For two weeks my dreams went downhill. Our dreams would still synch. But I also got very vivid dreams of meeting x. And whenever I met x in the dreams, she seemed to be evil and had little respect or friendliness towards me. In one dream she would insist i buy her treats and stuff and then run off in a limo. (Limos were also a common dreamsign in X's dreams. she was usually picked up by her dream lover, which i suspect was some astral entity with the mindset of "3rd density girls are easy").
But also sometimes the dreams were wonderfull. We would both send messages on dream TV.'s (another shared dreamsign) she would write love letters to me. I should also mention I saw ehr face in a T.V. screen before i actually saw her picture. My heart skipped a few beats when i saw her picture and saw it was the same picture from my dream.
On Retrospect. Our higher selves were trying to connect on the astral plane via dreaming. I think that the times i really did view her dreambody (or astral body) it was always with a barrier we both had to overscome. ie The nagual keeping us separate on a beach, and being behind T.V. screens. And the times where I thought I saw her, was either my unconcious manifesting my fears, or Some other Entity feeding off my energy since I exerted so much when she was on my mind (hey, Free lunch). Unfortunatly I interpreted the Negative Dreams as her real Higher self .
To make matters worse I would dream Of standing over her bed - Then she would wake up in the night feeling a presence in her room. As the weeks went on I became more obssessive about her - Wishing I could overcome the barriers and find out what was the truth. I would like to say right now that I have never stalked anyone or would ever dream to. But slowly the obsession began giving me thoughts and urges that were terrible towards her. I knew if I kept up this and, If i were to give in those urges, I would become the very thing I would most fear. I came to the conclusion that I could not allow for that to happen so I decided to quit the experiment and stay away from her.

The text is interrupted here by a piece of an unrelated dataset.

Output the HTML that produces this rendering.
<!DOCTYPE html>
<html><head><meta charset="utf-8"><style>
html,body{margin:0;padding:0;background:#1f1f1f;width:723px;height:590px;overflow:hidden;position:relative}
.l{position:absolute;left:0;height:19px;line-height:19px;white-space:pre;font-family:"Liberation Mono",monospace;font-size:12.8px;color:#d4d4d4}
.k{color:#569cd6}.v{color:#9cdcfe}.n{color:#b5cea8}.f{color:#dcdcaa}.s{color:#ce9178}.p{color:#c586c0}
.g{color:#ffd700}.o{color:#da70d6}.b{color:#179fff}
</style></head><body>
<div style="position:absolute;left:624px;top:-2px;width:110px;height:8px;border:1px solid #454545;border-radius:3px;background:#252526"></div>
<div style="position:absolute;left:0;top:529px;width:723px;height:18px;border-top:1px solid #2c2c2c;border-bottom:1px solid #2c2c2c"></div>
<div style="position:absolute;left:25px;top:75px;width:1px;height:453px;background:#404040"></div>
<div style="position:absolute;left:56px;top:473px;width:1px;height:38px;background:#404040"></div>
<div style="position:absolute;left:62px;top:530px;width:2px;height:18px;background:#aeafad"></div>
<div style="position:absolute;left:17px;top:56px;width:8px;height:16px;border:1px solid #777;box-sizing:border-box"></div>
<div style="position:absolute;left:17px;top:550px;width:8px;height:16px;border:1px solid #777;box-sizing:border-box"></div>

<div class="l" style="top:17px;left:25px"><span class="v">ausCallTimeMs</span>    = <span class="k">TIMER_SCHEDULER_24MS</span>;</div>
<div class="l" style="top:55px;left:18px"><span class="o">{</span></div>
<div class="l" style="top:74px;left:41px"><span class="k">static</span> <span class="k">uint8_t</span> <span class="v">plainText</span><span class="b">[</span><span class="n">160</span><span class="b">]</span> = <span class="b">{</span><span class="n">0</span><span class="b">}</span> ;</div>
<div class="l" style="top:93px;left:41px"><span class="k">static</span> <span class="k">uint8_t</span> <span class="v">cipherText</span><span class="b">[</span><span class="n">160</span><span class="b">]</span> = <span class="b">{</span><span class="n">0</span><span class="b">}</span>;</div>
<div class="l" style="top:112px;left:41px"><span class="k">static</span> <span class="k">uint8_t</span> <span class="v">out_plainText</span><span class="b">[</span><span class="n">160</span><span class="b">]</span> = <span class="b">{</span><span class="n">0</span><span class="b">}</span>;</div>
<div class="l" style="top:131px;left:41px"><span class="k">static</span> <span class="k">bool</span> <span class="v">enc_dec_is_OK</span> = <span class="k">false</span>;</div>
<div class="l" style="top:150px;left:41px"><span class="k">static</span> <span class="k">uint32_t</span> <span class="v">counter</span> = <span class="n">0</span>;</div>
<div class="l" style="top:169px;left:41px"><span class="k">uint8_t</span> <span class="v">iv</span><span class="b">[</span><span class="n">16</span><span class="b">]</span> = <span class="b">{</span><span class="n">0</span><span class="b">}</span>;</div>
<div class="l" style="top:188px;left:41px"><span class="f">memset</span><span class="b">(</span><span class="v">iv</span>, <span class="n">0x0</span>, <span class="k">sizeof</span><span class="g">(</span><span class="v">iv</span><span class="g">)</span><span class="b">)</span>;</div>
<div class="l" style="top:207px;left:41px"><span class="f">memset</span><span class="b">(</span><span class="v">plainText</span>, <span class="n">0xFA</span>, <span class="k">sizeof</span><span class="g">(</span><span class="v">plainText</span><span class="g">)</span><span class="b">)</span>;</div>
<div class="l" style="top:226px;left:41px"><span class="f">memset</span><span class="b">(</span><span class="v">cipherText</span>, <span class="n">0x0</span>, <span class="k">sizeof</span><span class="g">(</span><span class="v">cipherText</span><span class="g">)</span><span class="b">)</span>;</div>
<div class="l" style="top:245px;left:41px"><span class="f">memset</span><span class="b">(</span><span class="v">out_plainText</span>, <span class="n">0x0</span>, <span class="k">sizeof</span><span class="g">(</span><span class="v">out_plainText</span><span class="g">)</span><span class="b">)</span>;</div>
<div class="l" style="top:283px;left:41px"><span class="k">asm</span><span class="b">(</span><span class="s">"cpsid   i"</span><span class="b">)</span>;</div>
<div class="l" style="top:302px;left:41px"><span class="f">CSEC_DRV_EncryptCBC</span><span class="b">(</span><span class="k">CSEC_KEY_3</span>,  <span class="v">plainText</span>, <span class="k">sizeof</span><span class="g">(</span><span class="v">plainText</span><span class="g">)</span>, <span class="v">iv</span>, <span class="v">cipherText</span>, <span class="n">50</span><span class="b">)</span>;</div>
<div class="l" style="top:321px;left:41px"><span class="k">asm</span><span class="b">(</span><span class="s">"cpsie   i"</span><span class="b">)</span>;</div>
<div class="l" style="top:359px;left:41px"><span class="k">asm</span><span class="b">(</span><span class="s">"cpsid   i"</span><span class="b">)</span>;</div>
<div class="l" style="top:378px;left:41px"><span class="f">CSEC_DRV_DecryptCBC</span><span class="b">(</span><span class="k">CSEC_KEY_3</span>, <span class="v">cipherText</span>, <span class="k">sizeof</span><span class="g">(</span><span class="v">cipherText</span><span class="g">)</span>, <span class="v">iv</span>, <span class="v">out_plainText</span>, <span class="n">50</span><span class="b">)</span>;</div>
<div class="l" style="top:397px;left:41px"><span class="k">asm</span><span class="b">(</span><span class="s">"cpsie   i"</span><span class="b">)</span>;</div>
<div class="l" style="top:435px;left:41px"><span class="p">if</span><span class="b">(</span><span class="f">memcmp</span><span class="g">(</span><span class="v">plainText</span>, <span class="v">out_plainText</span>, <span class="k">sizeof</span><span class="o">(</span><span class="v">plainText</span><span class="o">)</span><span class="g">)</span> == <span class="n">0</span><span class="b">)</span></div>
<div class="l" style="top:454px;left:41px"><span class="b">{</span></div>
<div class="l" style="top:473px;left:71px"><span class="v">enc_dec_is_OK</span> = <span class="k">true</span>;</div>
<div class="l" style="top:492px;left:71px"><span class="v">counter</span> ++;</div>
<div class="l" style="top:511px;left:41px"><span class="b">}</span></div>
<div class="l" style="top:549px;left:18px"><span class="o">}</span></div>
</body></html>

Around the same time I had lent her the Carlos Castaneda book of dreaming (This will be an importance piece later on). Anyway, To end the experiment i would need to reverse my intent to dream with X. I ended up doing a mock sorcery spell. In one of the CC books a Nagual tells carlos to write his notes with his fingertips instead of his pen - As it would be the perfect 'not doing' for him ("not Doing" Is a Shamanic way of briefly getting into a higher conciousness state by deliberately doing things backwards. ie putting on your left shoe first instead of your right shoe first.) So i wrote on a piece of paper with only my fingertip something to the effect of "X no longer has my permission to dream with me" I then took it out to my balcony and burned it, waving all the smoke up into the air. I then emailed X my formal goodbye, not really explaining why, but making it clear it would be a good idea for her to stay away. She still emailed me back thogh saying, she had a dream of watching a TV screen with a beach. There were words scrolling across the screen saying "Stay out Staw away."

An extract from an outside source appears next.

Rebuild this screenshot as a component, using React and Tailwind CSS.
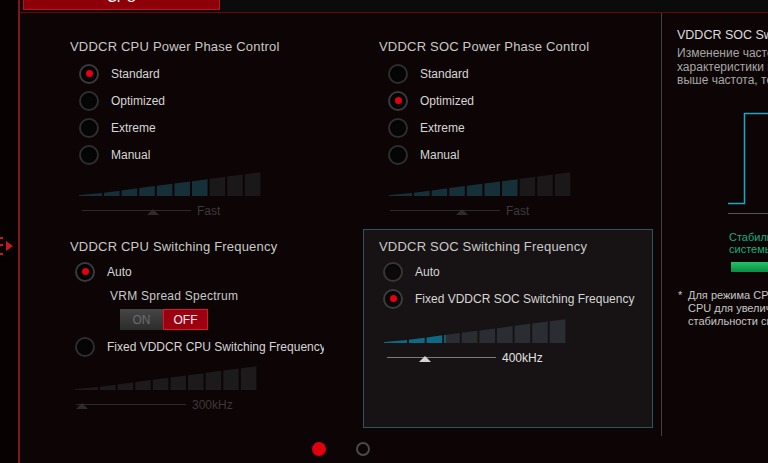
const FONT = "font-['Liberation_Sans',Arial,sans-serif]";

function Radio({ checked, label, ring = "border-[#2e2e2e]", fill = "bg-[#060505]", clip }) {
  return (
    <div className="flex items-center h-[27px] gap-[12px]">
      <div
        className={`w-[20px] h-[20px] shrink-0 rounded-full border-2 ${ring} ${fill} flex items-center justify-center shadow-[inset_0_1px_2px_rgba(0,0,0,0.8)]`}
      >
        {checked && <div className="w-[7px] h-[7px] rounded-full bg-[#e3000f]" />}
      </div>
      <span
        className={`text-[12px] text-[#d6d6d6] whitespace-nowrap ${clip ? "overflow-hidden w-[217px]" : ""}`}
      >
        {label}
      </span>
    </div>
  );
}

function Bars({ active = 0, on, off, sliver }) {
  const W = 183;
  const H = 24;
  const top = (x) => H - Math.max(1, (H * x) / W);
  const segs = [[0, 23]];
  for (let i = 0; i < 9; i++) {
    const s = 25 + i * 17.6;
    segs.push([s, s + 15.6]);
  }
  return (
    <svg width={W} height={H} className="block">
      {segs.map(([s, e], i) => (
        <polygon
          key={i}
          points={`${s},${H} ${s},${top(s)} ${e},${top(e)} ${e},${H}`}
          fill={i < active ? on : off}
        />
      ))}
      {sliver && (
        <polygon
          points={`${segs[active][0]},${H} ${segs[active][0]},${top(segs[active][0])} ${segs[active][0] + 1.5},${top(segs[active][0] + 1.5)} ${segs[active][0] + 1.5},${H}`}
          fill={on}
        />
      )}
    </svg>
  );
}

function Slider({ width, thumb, text, line, tri, textColor }) {
  return (
    <div className="flex items-center h-[22px] gap-[6px]">
      <div className="relative h-[22px]" style={{ width }}>
        <div className={`absolute left-0 right-0 top-[10px] h-px ${line}`} />
        <svg width="12" height="7" className="absolute top-[9px]" style={{ left: thumb - 6 }}>
          <polygon points="6,0 12,6 0,6" fill={tri} />
        </svg>
      </div>
      <span className={`text-[12px] ${textColor}`}>{text}</span>
    </div>
  );
}

function Title({ children }) {
  return (
    <div className="text-[13px] leading-[16px] tracking-[0.2px] text-[#c9c9c9] whitespace-nowrap">
      {children}
    </div>
  );
}

export default function App() {
  return (
    <div className={`w-[768px] h-[463px] overflow-hidden flex bg-[#0c0405] ${FONT}`}>
      {/* left strip */}
      <div className="w-[18px] shrink-0 bg-[#080102] pt-[229px]">
        <svg width="18" height="30" className="block">
          <rect x="0" y="8" width="3" height="2" fill="#c41c1c" />
          <rect x="0" y="15" width="3" height="2" fill="#c41c1c" />
          <rect x="0" y="24" width="3" height="2" fill="#c41c1c" />
          <polygon points="6,12 13,17 6,22" fill="#c41c1c" />
        </svg>
      </div>
      <div className="w-[2px] shrink-0 bg-[#7a1a1d]" />

      <div className="flex-1 flex flex-col min-w-0">
        {/* header */}
        <div className="h-[12px] bg-[#0b0b0b] pl-[3px] shrink-0">
          <div className="w-[197px] h-[10px] bg-[#8e0009] border-x border-b border-[#c2101a] overflow-hidden flex justify-center">
            <span className="text-[14px] leading-[14px] mt-[-10px] text-white">CPU</span>
          </div>
        </div>
        <div className="h-px bg-[#5e0a0d] shrink-0" />

        <div className="flex flex-1">
          {/* main settings */}
          <div className="w-[641px] shrink-0 flex flex-col pl-[34px]">
            <div className="flex h-[216px]">
              <div className="w-[309px] pl-[16px] pt-[26px]">
                <Title>VDDCR CPU Power Phase Control</Title>
                <div className="ml-[9px] mt-[5px]">
                  <Radio checked label="Standard" ring="border-[#3a3a3a]" />
                  <Radio label="Optimized" />
                  <Radio label="Extreme" />
                  <Radio label="Manual" />
                </div>
                <div className="ml-[9px] mt-[4px]">
                  <Bars active={7} on="#16303a" off="#1b1819" />
                </div>
                <div className="ml-[12px] mt-[4px]">
                  <Slider width={109} thumb={71} text="Fast" line="bg-[#2e2a2b]" tri="#2f2b2c" textColor="text-[#3e3b3b]" />
                </div>
              </div>
              <div className="w-[290px] pl-[16px] pt-[26px]">
                <Title>VDDCR SOC Power Phase Control</Title>
                <div className="ml-[9px] mt-[5px]">
                  <Radio label="Standard" />
                  <Radio checked label="Optimized" ring="border-[#3a3a3a]" />
                  <Radio label="Extreme" />
                  <Radio label="Manual" />
                </div>
                <div className="ml-[10px] mt-[4px]">
                  <Bars active={7} on="#16303a" off="#1b1819" />
                </div>
                <div className="ml-[11px] mt-[4px]">
                  <Slider width={110} thumb={72} text="Fast" line="bg-[#2e2a2b]" tri="#2f2b2c" textColor="text-[#3e3b3b]" />
                </div>
              </div>
            </div>

            <div className="flex">
              <div className="w-[309px] h-[199px] pl-[16px] pt-[10px]">
                <Title>VDDCR CPU Switching Frequency</Title>
                <div className="ml-[5px] mt-[3px]">
                  <Radio checked label="Auto" ring="border-[#3a3a3a]" />
                </div>
                <div className="ml-[40px] mt-[3px] text-[12px] leading-[16px] tracking-[0.25px] text-[#c9c9c9]">
                  VRM Spread Spectrum
                </div>
                <div className="ml-[50px] mt-[5px] flex h-[21px] text-[12px]">
                  <div className="w-[43px] h-full bg-gradient-to-b from-[#464646] to-[#2c2c2c] text-[#6c6c6c] flex items-center justify-center">
                    ON
                  </div>
                  <div className="w-[45px] h-full bg-[#9c0010] border border-[#d81a22] text-[#f2f2f2] flex items-center justify-center">
                    OFF
                  </div>
                </div>
                <div className="ml-[5px] mt-[3px]">
                  <Radio label="Fixed VDDCR CPU Switching Frequency" clip />
                </div>
                <div className="ml-[5px] mt-[6px]">
                  <Bars active={0} on="#1b1819" off="#1c1a1b" />
                </div>
                <div className="ml-[6px] mt-[4px]">
                  <Slider width={110} thumb={6} text="300kHz" line="bg-[#2e2a2b]" tri="#2f2b2c" textColor="text-[#3c3939]" />
                </div>
              </div>
              <div className="w-[290px] h-[199px] bg-[#171314] border border-[#2b5560] pt-[9px] px-[15px]">
                <Title>VDDCR SOC Switching Frequency</Title>
                <div className="ml-[4px] mt-[3px]">
                  <Radio label="Auto" ring="border-[#363636]" fill="bg-[#0b0909]" />
                  <Radio checked label="Fixed VDDCR SOC Switching Frequency" ring="border-[#3c3c3c]" fill="bg-[#0b0909]" />
                </div>
                <div className="ml-[5px] mt-[7px]">
                  <Bars active={3} on="#0e6985" off="#2a2d31" sliver />
                </div>
                <div className="ml-[8px] mt-[4px]">
                  <Slider width={109} thumb={38} text="400kHz" line="bg-[#7a7a7a]" tri="#d4d4d4" textColor="text-[#e2e2e2]" />
                </div>
              </div>
            </div>

            {/* pagination */}
            <div className="flex justify-center items-center gap-[30px] mt-[14px] pr-[34px]">
              <div className="w-[14px] h-[14px] rounded-full bg-[#e0000e]" />
              <div className="w-[14px] h-[14px] rounded-full border-2 border-[#4a4a4a]" />
            </div>
          </div>

          <div className="w-px h-[423px] shrink-0 bg-[#424242]" />

          {/* help panel */}
          <div className="flex-1 min-w-0 overflow-hidden pl-[15px] pt-[15px] whitespace-nowrap">
            <div className="text-[12.5px] leading-[14px] text-[#dedede]">VDDCR SOC Switching Frequency</div>
            <div className="mt-[5px] text-[12px] leading-[13.5px] text-[#a6a6a6]">
              <div>Изменение частоты переключения VRM</div>
              <div>характеристики и стабильность</div>
              <div>выше частота, тем быстрее отклик</div>
            </div>
            <svg width="91" height="110" className="block mt-[20px]">
              <polyline points="51,95.5 67.5,95.5 67.5,5.5 91,5.5" fill="none" stroke="#1ea6c6" strokeWidth="1.5" />
              <line x1="51" y1="105.5" x2="91" y2="105.5" stroke="#555" strokeWidth="1" />
            </svg>
            <div className="mt-[13px] pl-[52px] text-[11px] leading-[12px] text-[#12b07c]">
              <div>Стабильность</div>
              <div>системы</div>
            </div>
            <div className="mt-[7px] ml-[54px] h-[10px] bg-gradient-to-b from-[#22c46a] to-[#0c8a44]" />
            <div className="mt-[17px] flex text-[11px] leading-[13px] text-[#c6c6c6]">
              <span className="w-[11px] shrink-0 pl-px">*</span>
              <div>
                <div>Для режима CPU</div>
                <div>CPU для увеличения</div>
                <div>стабильности системы</div>
              </div>
            </div>
          </div>
        </div>
      </div>
    </div>
  );
}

I then consulted the elder lady from the nagual forum again, Telling her what had just happened. She told me to at least try to explain to X what happened adn to apologise. So i tried to. But X stopped responding to me (just as I'd wished earlier.) I guess by then she was percieving me as being what I had feared before of becoming. Over a 6 month period It didn't get any easier. Almost everynight before bed, just when i was on the verge of sleep, X's Avatar would flash into my mind jolting me awake. And when i dreamt She was always there taunting me (The dream entities i suspect). In the dreams she did her best to create drama, laugh at me, and do disturbing things. This went on for a long time. I was almost suicidal and considered councelling. This made my recovery very difficult.

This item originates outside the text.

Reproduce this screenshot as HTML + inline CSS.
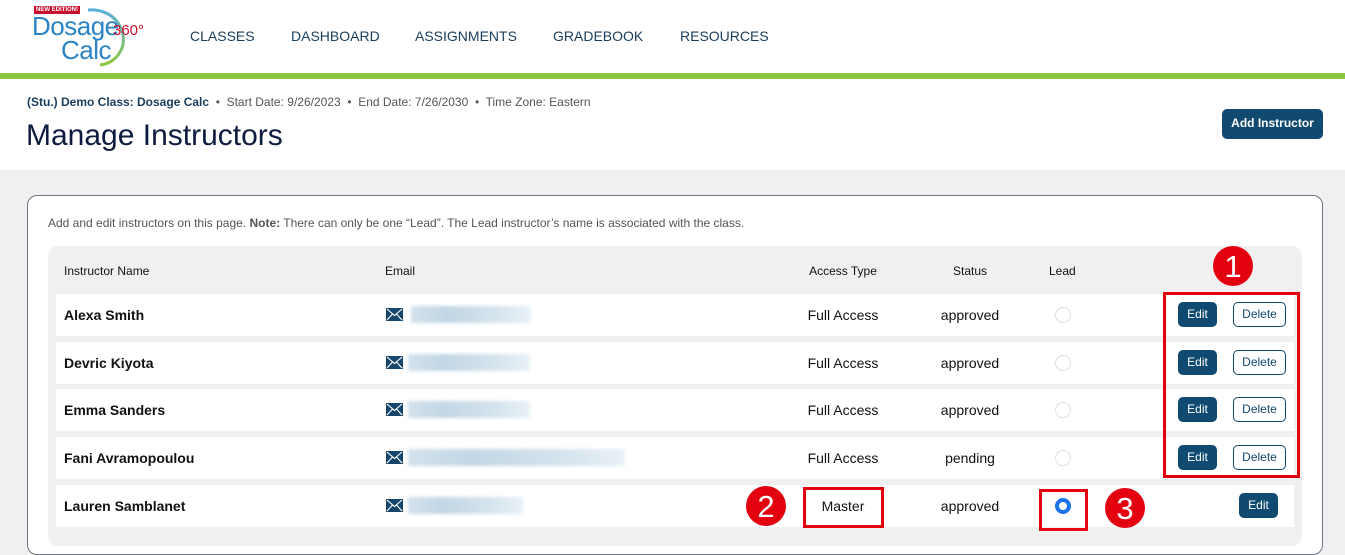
<!DOCTYPE html>
<html><head><meta charset="utf-8"><style>
*{margin:0;padding:0;box-sizing:border-box}
body{width:1345px;height:529px;overflow:hidden;background:#f0f0f0;font-family:"Liberation Sans",Arial,sans-serif;position:relative;color:#111}
.a{position:absolute}
.nav{font-size:14px;color:#1a3d5c;top:28px}
.row{position:absolute;left:56px;width:1238px;height:42px;background:#fff}
.row .n{position:absolute;left:8px;top:13px;font-weight:bold;font-size:14px}
.row .m{position:absolute;left:330px;top:14px;width:17px;height:13px}
.row .b{position:absolute;left:352px;top:12px;height:17px;background:linear-gradient(90deg,#d3e2ed,#c2d6e5 30%,#d5e3ed 70%,#e9f1f6);filter:blur(1.5px)}
.row .acc{position:absolute;left:720px;width:134px;text-align:center;top:13px;font-size:14px}
.row .st{position:absolute;left:854px;width:120px;text-align:center;top:13px;font-size:14px}
.row .r{position:absolute;left:999px;top:13px;width:16px;height:16px;border:1px solid #ddd;border-radius:50%}
.edit{position:absolute;top:8px;left:1122px;width:39px;height:25px;background:#104a71;color:#fff;border-radius:5px;font-size:12px;text-align:center;line-height:25px}
.del{position:absolute;top:8px;left:1177px;width:53px;height:25px;border:1px solid #104a71;color:#104a71;border-radius:5px;font-size:12px;text-align:center;line-height:23px;background:#fff}
.red{position:absolute;border:3px solid #e3000f}
.circ{position:absolute;width:40px;height:40px;border-radius:50%;background:#e3000f;color:#fff;font-size:31px;text-align:center;line-height:41px}
</style></head><body>
<div class="a" style="left:0;top:0;width:1345px;height:73px;background:#fff"></div>
<div class="a" style="left:0;top:73px;width:1345px;height:6px;background:#8dc63f"></div>
<div class="a" style="left:0;top:79px;width:1345px;height:91px;background:#fff"></div>
<!-- logo -->
<svg class="a" style="left:80px;top:6px" width="50" height="62"><defs><linearGradient id="g" x1="0" y1="0" x2="0" y2="1"><stop offset="0" stop-color="#5ab0d8"/><stop offset="1" stop-color="#8dc63f"/></linearGradient></defs><path d="M8 4 C34 2 48 24 42 42 C38 52 30 58 20 59" fill="none" stroke="url(#g)" stroke-width="3"/></svg>
<div class="a" style="left:34px;top:6px;background:#c8102e;color:#fff;font-size:6px;font-weight:bold;padding:0 2px;line-height:8px">NEW EDITION!</div>
<div class="a" style="left:32px;top:14px;color:#2a84c6;font-size:26px;line-height:24px;letter-spacing:-0.5px">Dosage<br><span style="margin-left:29px">Calc</span></div>
<div class="a" style="left:113px;top:22px;color:#c8102e;font-size:15px">360°</div>
<div class="a nav" style="left:190px">CLASSES</div>
<div class="a nav" style="left:291px">DASHBOARD</div>
<div class="a nav" style="left:415px">ASSIGNMENTS</div>
<div class="a nav" style="left:553px">GRADEBOOK</div>
<div class="a nav" style="left:680px">RESOURCES</div>
<div class="a" style="left:27px;top:95px;font-size:12px;color:#555"><b style="color:#1a3d5c">(Stu.) Demo Class: Dosage Calc</b> &nbsp;•&nbsp; Start Date: 9/26/2023 &nbsp;•&nbsp; End Date: 7/26/2030 &nbsp;•&nbsp; Time Zone: Eastern</div>
<div class="a" style="left:26px;top:119px;font-size:30px;color:#0d1b3e">Manage Instructors</div>
<div class="a" style="left:1222px;top:109px;width:101px;height:30px;background:#104a71;color:#fff;border-radius:5px;font-size:12px;font-weight:bold;text-align:center;line-height:28px">Add Instructor</div>
<div class="a" style="left:27px;top:195px;width:1296px;height:360px;background:#fff;border:1px solid #6b7785;border-radius:10px"></div>
<div class="a" style="left:48px;top:216px;font-size:12px;color:#555">Add and edit instructors on this page. <b>Note:</b> There can only be one “Lead”. The Lead instructor’s name is associated with the class.</div>
<div class="a" style="left:48px;top:246px;width:1254px;height:300px;background:#f0f0f0;border-radius:10px"></div>
<div class="a" style="left:64px;top:264px;font-size:12px">Instructor Name</div>
<div class="a" style="left:385px;top:264px;font-size:12px">Email</div>
<div class="a" style="left:776px;top:264px;width:134px;text-align:center;font-size:12px">Access Type</div>
<div class="a" style="left:910px;top:264px;width:120px;text-align:center;font-size:12px">Status</div>
<div class="a" style="left:1049px;top:264px;font-size:12px">Lead</div>

<svg width="0" height="0" style="position:absolute"><symbol id="mail" viewBox="0 0 17 13"><rect width="17" height="13" fill="#16466b"/><path d="M1 1 L8.5 7.5 L16 1 M1 12 L6.5 6 M16 12 L10.5 6" stroke="#fff" stroke-width="1.1" fill="none"/></symbol></svg>

<div class="row" style="top:294px"><div class="n">Alexa Smith</div><svg class="m"><use href="#mail"/></svg><div class="b" style="width:120px;left:355px"></div><div class="acc">Full Access</div><div class="st">approved</div><div class="r"></div><div class="edit">Edit</div><div class="del">Delete</div></div>
<div class="row" style="top:342px"><div class="n">Devric Kiyota</div><svg class="m"><use href="#mail"/></svg><div class="b" style="width:122px"></div><div class="acc">Full Access</div><div class="st">approved</div><div class="r"></div><div class="edit">Edit</div><div class="del">Delete</div></div>
<div class="row" style="top:389px"><div class="n">Emma Sanders</div><svg class="m"><use href="#mail"/></svg><div class="b" style="width:122px"></div><div class="acc">Full Access</div><div class="st">approved</div><div class="r"></div><div class="edit">Edit</div><div class="del">Delete</div></div>
<div class="row" style="top:437px"><div class="n">Fani Avramopoulou</div><svg class="m"><use href="#mail"/></svg><div class="b" style="width:217px"></div><div class="acc">Full Access</div><div class="st">pending</div><div class="r"></div><div class="edit">Edit</div><div class="del">Delete</div></div>
<div class="row" style="top:485px"><div class="n">Lauren Samblanet</div><svg class="m"><use href="#mail"/></svg><div class="b" style="width:115px"></div><div class="acc">Master</div><div class="st">approved</div><div class="r" style="border:4px solid #1a73e8"></div><div class="edit" style="left:1183px">Edit</div></div>

<div class="red" style="left:1163px;top:292px;width:137px;height:186px"></div>
<div class="red" style="left:803px;top:487px;width:81px;height:41px"></div>
<div class="red" style="left:1039px;top:489px;width:49px;height:42px"></div>
<div class="circ" style="left:1213px;top:246px">1</div>
<div class="circ" style="left:746px;top:486px">2</div>
<div class="circ" style="left:1105px;top:488px">3</div>
</body></html>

I figured I Would need some of her energy to complete the barrier I had tried to set up. So eventually, I convinced her to send the book i had lent her back to me. I figured since she was reading that book around the same time I cut her off, she would have left some energy in the book directed towards me. (not conciously of course, since the book would remind her of me and what i did she would have had some upset towards it). And I was right:
When i got the book in the mail, If i held it, My hands would violently shake.When I put it up on the bookshelf in my room, i could feel it staring at me at night with the worst intent. It scared the hell outta me. So after a week of this. I Saged the book and burned it. Then i went to sleep with the intent of finding her dreambody to tell her to reverse her own intent (Her higherself would have to obey my commands Since, in dreaming anything you clearly yell out in your dreams will manifest to some extent). That night I dreamt I was in front of a TV. screen with the words scrolling across "Get out, stay out." I have never dreamt of x since.
And my obsessiveness vanished. Afterwards, X left the DV forum about a year later. We stayed out of eachothers' way, in that time. I guess in the midst of all my craziness to rid myself of the dark obsession I either Angered her or scared the hell out of her (without meaning to of course), Because one of her friends at the forum began IM'ing me Death threats and calling me Scum of the Earth on the forum. The moderators dealt quickly with this. I found out she had been telling people that I was continuously harrassing her (Which doesn't make sense because I ended the interaction and respected her wishes after I apologised and got my book back).
I have since lost interest in logging my dreams and trying to become lucid. I have tried to dreamshare with others on occassion with little success. Every once in a blue moon I'll become lucid and my Higher self will yell X's name, when that happens my concious self kicks in and wakes me up (I have to keep my end of the bargain.) Now why am I telling you all this?To get it out. I have never told this story to anyone in it's entirety.
What I have learned:
- I have a dark side that Is a part of me yes, But I must always keep it in check. To quote a Vulcan master "You must control your negative emotions or they will control you".
- Drama is best kept on the TV screen instead of in your own life.
- When something remarkable happens to you, Treat it with love and respect. Don't give in to fear.